(Entries with page source code)
---------------
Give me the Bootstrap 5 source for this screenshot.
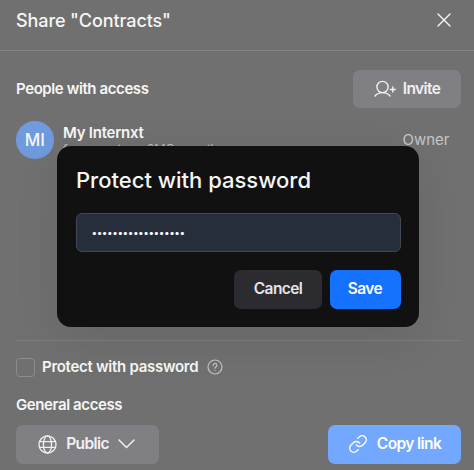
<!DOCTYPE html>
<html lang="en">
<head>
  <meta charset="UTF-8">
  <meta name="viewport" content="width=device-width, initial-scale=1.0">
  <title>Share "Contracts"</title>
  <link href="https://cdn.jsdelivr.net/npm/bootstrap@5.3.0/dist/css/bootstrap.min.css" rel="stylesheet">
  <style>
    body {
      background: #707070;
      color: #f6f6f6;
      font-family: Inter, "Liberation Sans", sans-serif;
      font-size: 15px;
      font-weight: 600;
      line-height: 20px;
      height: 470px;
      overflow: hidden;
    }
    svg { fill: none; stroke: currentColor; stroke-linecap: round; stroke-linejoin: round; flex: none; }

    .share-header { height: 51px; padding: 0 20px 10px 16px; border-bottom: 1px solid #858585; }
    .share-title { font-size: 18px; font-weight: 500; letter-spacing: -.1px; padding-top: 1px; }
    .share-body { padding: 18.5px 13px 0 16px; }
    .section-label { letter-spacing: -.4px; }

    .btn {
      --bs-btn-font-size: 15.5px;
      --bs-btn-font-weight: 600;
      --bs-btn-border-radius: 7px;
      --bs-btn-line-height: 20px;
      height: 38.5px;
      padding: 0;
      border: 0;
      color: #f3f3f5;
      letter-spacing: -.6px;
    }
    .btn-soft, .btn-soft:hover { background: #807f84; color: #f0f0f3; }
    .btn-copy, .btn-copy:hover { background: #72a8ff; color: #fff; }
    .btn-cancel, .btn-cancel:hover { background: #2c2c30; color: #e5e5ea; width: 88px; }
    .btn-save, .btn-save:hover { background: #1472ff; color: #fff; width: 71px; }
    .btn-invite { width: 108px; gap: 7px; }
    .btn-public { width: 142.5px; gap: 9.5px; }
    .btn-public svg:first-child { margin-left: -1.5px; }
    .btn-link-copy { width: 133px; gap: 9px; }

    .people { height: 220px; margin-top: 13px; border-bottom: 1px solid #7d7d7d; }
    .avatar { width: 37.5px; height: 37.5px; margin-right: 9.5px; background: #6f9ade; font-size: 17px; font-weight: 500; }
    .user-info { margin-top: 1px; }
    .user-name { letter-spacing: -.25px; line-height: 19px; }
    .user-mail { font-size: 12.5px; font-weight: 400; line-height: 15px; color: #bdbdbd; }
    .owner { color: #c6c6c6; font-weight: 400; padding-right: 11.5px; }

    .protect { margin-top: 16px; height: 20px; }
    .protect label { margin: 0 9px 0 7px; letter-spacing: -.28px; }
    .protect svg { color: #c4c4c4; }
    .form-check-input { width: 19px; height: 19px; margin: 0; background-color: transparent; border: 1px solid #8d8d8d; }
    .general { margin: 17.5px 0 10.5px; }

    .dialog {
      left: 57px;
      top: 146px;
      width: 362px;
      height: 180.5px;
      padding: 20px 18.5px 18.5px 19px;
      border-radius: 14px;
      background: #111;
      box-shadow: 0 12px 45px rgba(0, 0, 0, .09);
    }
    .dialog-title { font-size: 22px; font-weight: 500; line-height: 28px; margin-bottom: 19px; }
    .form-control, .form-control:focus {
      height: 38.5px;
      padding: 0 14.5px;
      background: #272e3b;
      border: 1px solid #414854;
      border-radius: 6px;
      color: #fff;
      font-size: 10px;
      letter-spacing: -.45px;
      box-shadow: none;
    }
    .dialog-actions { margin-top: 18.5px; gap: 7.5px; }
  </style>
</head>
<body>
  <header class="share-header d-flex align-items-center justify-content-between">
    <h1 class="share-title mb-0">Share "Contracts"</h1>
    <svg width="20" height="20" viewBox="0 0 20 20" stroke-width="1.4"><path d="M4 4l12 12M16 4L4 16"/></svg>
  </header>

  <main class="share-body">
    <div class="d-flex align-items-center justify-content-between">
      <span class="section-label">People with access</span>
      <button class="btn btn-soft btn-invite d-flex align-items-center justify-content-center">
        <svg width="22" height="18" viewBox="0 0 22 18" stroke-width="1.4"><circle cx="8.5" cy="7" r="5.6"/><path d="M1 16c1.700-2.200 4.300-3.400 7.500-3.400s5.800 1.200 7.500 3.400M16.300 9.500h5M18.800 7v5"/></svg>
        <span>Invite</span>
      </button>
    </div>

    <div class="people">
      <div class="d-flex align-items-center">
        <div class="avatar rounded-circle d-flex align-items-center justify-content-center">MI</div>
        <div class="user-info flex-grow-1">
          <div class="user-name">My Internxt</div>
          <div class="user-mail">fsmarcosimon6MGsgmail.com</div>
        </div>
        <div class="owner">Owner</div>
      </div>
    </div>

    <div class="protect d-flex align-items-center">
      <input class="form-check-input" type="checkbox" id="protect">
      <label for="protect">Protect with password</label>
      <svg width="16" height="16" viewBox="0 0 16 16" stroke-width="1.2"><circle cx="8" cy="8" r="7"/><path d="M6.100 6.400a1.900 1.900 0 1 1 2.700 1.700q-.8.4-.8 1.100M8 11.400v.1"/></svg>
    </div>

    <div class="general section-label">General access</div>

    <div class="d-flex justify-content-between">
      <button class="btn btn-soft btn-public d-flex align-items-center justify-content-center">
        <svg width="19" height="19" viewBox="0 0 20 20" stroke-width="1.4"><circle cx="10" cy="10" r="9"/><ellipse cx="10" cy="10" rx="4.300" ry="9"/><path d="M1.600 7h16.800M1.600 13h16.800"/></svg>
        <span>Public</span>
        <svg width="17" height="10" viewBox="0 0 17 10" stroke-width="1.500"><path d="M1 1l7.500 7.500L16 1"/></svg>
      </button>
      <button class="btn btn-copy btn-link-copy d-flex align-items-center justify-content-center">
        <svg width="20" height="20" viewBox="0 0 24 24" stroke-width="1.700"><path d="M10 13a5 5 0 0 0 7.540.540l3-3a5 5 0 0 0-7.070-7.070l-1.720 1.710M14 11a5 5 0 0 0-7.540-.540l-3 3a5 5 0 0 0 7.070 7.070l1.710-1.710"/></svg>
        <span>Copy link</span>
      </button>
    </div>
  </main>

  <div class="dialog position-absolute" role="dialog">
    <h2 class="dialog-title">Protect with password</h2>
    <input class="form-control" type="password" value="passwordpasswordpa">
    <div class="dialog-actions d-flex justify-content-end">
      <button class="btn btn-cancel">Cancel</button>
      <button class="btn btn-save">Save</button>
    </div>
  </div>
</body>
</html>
---------------
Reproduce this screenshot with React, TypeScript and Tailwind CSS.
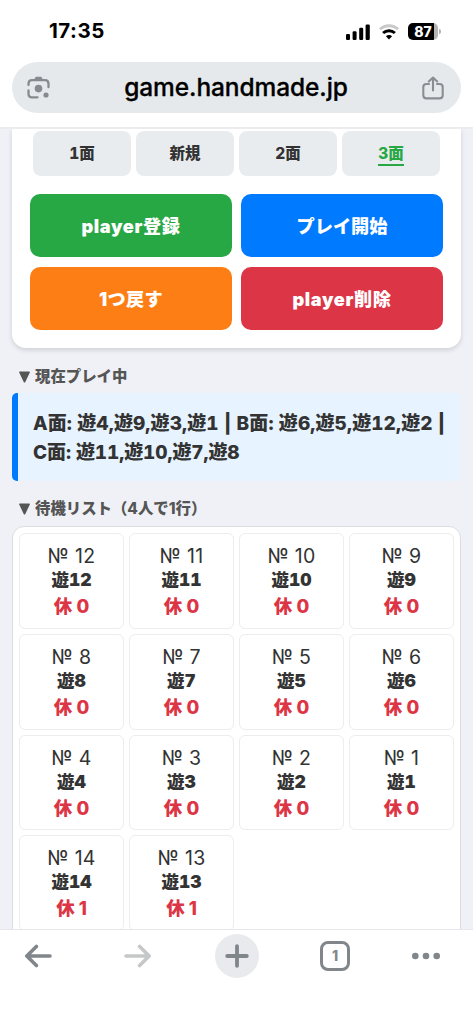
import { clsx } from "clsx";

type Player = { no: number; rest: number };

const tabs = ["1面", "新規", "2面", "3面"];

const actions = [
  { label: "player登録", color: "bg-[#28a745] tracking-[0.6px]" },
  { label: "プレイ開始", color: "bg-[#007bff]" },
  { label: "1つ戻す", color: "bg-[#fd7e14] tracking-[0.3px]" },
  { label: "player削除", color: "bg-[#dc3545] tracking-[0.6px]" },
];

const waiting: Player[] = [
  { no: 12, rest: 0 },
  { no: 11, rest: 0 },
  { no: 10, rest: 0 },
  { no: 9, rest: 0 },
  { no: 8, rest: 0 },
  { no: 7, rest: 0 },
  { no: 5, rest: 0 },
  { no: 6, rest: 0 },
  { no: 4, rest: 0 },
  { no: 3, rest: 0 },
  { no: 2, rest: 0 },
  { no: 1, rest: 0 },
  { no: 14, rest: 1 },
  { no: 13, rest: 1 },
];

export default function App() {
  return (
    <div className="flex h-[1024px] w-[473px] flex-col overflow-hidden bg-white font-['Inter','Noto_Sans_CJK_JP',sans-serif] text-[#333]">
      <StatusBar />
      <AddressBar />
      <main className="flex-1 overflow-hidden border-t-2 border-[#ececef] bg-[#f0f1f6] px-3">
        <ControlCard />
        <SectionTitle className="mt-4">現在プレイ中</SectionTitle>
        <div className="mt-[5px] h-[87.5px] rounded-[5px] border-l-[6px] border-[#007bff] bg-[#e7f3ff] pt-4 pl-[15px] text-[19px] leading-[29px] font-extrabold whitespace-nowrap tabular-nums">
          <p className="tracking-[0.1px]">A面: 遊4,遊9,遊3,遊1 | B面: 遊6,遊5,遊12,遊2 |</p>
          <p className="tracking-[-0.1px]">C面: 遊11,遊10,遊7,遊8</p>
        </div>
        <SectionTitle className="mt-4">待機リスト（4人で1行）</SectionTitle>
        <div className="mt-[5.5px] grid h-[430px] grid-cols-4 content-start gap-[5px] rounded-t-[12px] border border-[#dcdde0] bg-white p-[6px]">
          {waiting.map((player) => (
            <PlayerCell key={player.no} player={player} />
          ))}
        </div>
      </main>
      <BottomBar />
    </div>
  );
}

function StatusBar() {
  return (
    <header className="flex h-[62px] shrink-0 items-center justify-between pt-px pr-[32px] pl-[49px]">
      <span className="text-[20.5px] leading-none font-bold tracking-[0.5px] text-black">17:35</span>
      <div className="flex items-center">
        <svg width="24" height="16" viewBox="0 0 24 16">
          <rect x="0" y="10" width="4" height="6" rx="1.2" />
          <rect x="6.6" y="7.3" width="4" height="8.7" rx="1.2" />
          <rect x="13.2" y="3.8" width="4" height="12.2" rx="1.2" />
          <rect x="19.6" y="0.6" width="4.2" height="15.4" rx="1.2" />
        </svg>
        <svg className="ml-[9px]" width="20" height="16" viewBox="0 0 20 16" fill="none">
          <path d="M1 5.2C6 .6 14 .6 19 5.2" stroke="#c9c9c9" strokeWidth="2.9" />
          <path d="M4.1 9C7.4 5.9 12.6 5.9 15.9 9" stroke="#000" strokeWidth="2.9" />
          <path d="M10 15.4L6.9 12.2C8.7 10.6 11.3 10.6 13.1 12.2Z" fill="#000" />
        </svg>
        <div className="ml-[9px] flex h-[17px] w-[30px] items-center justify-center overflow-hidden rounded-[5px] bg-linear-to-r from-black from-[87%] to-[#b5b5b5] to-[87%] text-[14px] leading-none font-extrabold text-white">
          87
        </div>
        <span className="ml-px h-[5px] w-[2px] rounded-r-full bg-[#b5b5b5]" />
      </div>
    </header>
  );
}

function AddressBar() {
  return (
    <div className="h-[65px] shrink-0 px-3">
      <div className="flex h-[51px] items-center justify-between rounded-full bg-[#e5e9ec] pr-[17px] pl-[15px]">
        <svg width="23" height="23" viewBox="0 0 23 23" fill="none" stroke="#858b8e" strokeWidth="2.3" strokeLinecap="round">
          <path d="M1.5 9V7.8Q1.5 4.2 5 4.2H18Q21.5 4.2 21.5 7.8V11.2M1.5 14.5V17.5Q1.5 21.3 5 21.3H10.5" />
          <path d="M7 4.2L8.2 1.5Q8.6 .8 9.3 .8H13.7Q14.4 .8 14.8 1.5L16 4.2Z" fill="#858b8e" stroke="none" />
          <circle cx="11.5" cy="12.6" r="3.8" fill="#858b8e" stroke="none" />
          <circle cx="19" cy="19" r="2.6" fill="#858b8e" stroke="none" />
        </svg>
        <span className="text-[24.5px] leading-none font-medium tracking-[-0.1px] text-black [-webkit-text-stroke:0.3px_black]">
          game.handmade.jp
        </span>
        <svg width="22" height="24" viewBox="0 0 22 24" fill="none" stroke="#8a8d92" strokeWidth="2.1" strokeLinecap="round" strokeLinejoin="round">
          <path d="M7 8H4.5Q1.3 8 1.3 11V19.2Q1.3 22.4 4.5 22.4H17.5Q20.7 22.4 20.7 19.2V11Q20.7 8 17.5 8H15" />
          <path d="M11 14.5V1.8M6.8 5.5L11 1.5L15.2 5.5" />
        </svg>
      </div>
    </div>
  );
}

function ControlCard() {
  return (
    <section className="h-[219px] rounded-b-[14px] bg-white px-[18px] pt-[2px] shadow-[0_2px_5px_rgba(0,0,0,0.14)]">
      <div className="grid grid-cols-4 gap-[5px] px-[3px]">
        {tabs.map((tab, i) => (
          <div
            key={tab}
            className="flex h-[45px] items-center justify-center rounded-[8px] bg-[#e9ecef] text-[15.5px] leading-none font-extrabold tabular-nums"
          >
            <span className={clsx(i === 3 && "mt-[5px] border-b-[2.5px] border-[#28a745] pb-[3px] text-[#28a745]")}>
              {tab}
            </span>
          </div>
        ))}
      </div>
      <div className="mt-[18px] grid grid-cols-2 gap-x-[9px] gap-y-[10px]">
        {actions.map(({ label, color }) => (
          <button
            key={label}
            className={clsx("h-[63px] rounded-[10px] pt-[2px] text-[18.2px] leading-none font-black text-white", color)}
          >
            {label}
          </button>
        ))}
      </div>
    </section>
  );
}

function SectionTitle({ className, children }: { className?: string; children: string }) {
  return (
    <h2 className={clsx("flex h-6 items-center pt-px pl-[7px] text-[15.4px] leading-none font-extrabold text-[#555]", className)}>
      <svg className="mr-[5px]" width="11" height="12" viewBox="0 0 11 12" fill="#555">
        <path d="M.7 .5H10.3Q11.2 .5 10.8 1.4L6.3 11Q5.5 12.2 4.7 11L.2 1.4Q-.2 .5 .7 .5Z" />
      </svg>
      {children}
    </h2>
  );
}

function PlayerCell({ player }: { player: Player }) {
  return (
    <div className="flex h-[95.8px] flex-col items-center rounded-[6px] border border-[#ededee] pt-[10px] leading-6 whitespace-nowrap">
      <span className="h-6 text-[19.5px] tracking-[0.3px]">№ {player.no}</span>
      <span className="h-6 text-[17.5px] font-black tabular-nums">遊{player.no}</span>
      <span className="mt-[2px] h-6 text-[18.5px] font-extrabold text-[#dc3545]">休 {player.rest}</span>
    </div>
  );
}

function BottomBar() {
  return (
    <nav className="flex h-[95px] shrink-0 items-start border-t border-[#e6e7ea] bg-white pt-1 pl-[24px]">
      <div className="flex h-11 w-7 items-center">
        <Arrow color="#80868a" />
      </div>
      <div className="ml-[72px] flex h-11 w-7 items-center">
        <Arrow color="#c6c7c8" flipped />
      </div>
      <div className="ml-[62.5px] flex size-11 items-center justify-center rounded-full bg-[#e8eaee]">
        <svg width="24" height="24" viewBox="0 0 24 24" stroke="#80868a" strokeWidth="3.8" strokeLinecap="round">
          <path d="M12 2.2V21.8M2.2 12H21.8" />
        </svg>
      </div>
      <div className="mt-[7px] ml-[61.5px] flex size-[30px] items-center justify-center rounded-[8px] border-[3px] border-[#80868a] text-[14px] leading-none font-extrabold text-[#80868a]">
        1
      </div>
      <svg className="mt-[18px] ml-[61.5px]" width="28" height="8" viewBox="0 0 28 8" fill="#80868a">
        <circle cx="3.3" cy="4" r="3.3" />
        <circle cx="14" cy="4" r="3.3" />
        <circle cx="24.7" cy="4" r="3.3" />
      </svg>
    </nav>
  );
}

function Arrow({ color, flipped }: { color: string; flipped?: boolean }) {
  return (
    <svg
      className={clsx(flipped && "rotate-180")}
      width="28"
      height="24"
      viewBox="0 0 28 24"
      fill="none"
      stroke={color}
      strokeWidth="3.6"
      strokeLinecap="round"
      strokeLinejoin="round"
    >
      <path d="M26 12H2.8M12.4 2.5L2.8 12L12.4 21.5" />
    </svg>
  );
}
---------------
Problem requirements
The word "this" appears in how many lines of the records? Give the number only.

Correct result
2